Show each line from the listing that includes the word "this".
====== Information shown
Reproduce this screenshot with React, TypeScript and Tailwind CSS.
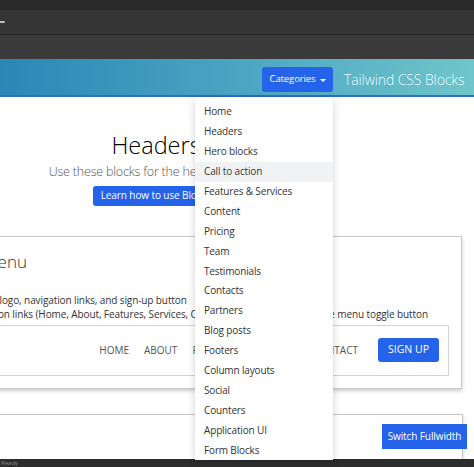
const categories = [
  "Home",
  "Headers",
  "Hero blocks",
  "Call to action",
  "Features & Services",
  "Content",
  "Pricing",
  "Team",
  "Testimonials",
  "Contacts",
  "Partners",
  "Blog posts",
  "Footers",
  "Column layouts",
  "Social",
  "Counters",
  "Application UI",
  "Form Blocks",
];

export default function App() {
  return (
    <div
      className="relative flex h-[467px] w-[474px] flex-col overflow-hidden bg-white text-[#333]"
      style={{ fontFamily: '"Open Sans", "Noto Sans", sans-serif' }}
    >
      {/* window chrome */}
      <div className="h-[10px] bg-[#2a2a2a]" />
      <div className="flex h-[24px] items-center bg-[#353535]">
        <span className="-ml-[3px] h-[2px] w-[8px] rounded bg-[#bbb]" />
      </div>
      <div className="h-[1px] bg-[#222]" />
      <div className="h-[24px] bg-[#3a3a3a]" />

      {/* header */}
      <header className="flex h-[38px] shrink-0 items-center justify-end gap-[11px] border-b-2 border-[#2f6bd8] bg-gradient-to-r from-[#2b86b6] via-[#4aa5c3] to-[#6fc5c9] pr-[11px] pt-[5px]">
        <button className="flex h-[25px] w-[71px] items-center justify-center gap-[4px] rounded-[3px] bg-[#2563eb] text-[9.5px] tracking-[-0.1px] text-white">
          Categories
          <span className="mt-[1px] border-x-[3px] border-t-[3px] border-x-transparent border-t-white" />
        </button>
        <span className="w-[119px] whitespace-nowrap text-[14px] tracking-[-0.1px] font-light text-white/95">
          Tailwind CSS Blocks
        </span>
      </header>

      {/* main */}
      <main className="relative flex-1 overflow-hidden">
        <section className="flex w-[312px] flex-col items-center pt-[32px]">
          <h1 className="text-[23.5px] leading-[32px] font-light text-black">Headers</h1>
          <p className="mt-[2px] whitespace-nowrap text-[12.5px] tracking-[-0.2px] font-light text-[#555]">
            Use these blocks for the header section
          </p>
          <button className="mt-[4px] h-[20px] rounded-[3px] bg-[#2563eb] px-[8px] text-[10px] tracking-[-0.1px] text-white">
            Learn how to use Blocks
          </button>
        </section>

        <div className="-ml-[60px] mt-[30px] w-[522px] border border-[#c8c8c8] pb-[12px] pl-[10px] pr-[12px] pt-[12px] shadow-[0_2px_4px_rgba(0,0,0,0.2)]">
          <h2 className="-ml-[12px] text-[17px] leading-[26px] font-light text-[#333]">Basic Menu</h2>
          <p className="mt-[18px] whitespace-nowrap text-[10px] leading-[14px] tracking-[-0.1px] text-[#333]">
            Includes a logo, navigation links, and sign-up button
          </p>
          <p className="ml-[10px] whitespace-nowrap text-[10px] leading-[14px] tracking-[-0.1px] text-[#333]">
            Navigation links (Home, About, Features, Services, Contact) and responsive mobile menu toggle button
          </p>
          <div className="mt-[4px] flex h-[51px] items-center justify-end gap-[15px] border border-[#d4d4d4] pr-[9px] text-[10px] text-[#555]">
            <span>HOME</span>
            <span>ABOUT</span>
            <span>FEATURES</span>
            <span>SERVICES</span>
            <span>CONTACT</span>
            <button className="ml-[5px] h-[24px] w-[61px] rounded-[3px] bg-[#2563eb] text-[10.5px] text-white">
              SIGN UP
            </button>
          </div>
        </div>

        <div className="-ml-[60px] mt-[25px] h-[80px] w-[523px] border border-[#c8c8c8] shadow-[0_2px_4px_rgba(0,0,0,0.2)]" />
      </main>

      {/* status bar */}
      <footer className="flex h-[8px] shrink-0 items-center bg-[#2d2d2d] pl-[1px] text-[6px] leading-none text-[#888]">
        Ready
      </footer>

      {/* categories dropdown */}
      <ul className="absolute left-[195px] top-[97px] w-[138px] rounded-t-[3px] bg-white pt-[5px] shadow-[0_2px_8px_rgba(0,0,0,0.18)]">
        {categories.map((c) => (
          <li
            key={c}
            className={`flex h-[19.9px] items-center px-[9px] text-[10px] tracking-[-0.15px] text-[#333] ${
              c === "Call to action" ? "bg-[#f1f2f4]" : ""
            }`}
          >
            {c}
          </li>
        ))}
      </ul>

      <button className="absolute left-[382px] top-[424px] h-[25px] w-[85px] bg-[#2563eb] text-[10px] tracking-[-0.1px] text-white">
        Switch Fullwidth
      </button>
    </div>
  );
}
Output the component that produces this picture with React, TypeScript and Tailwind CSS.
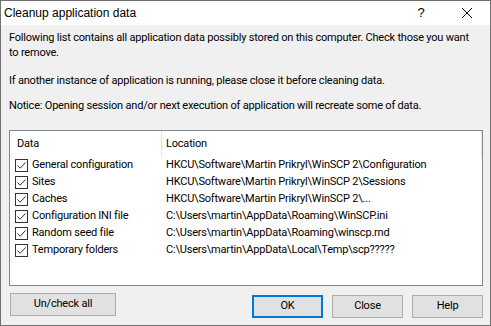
============
### Response to the task
Reproduce this screenshot with React, TypeScript and Tailwind CSS.
Output the component that produces this picture with React, TypeScript and Tailwind CSS.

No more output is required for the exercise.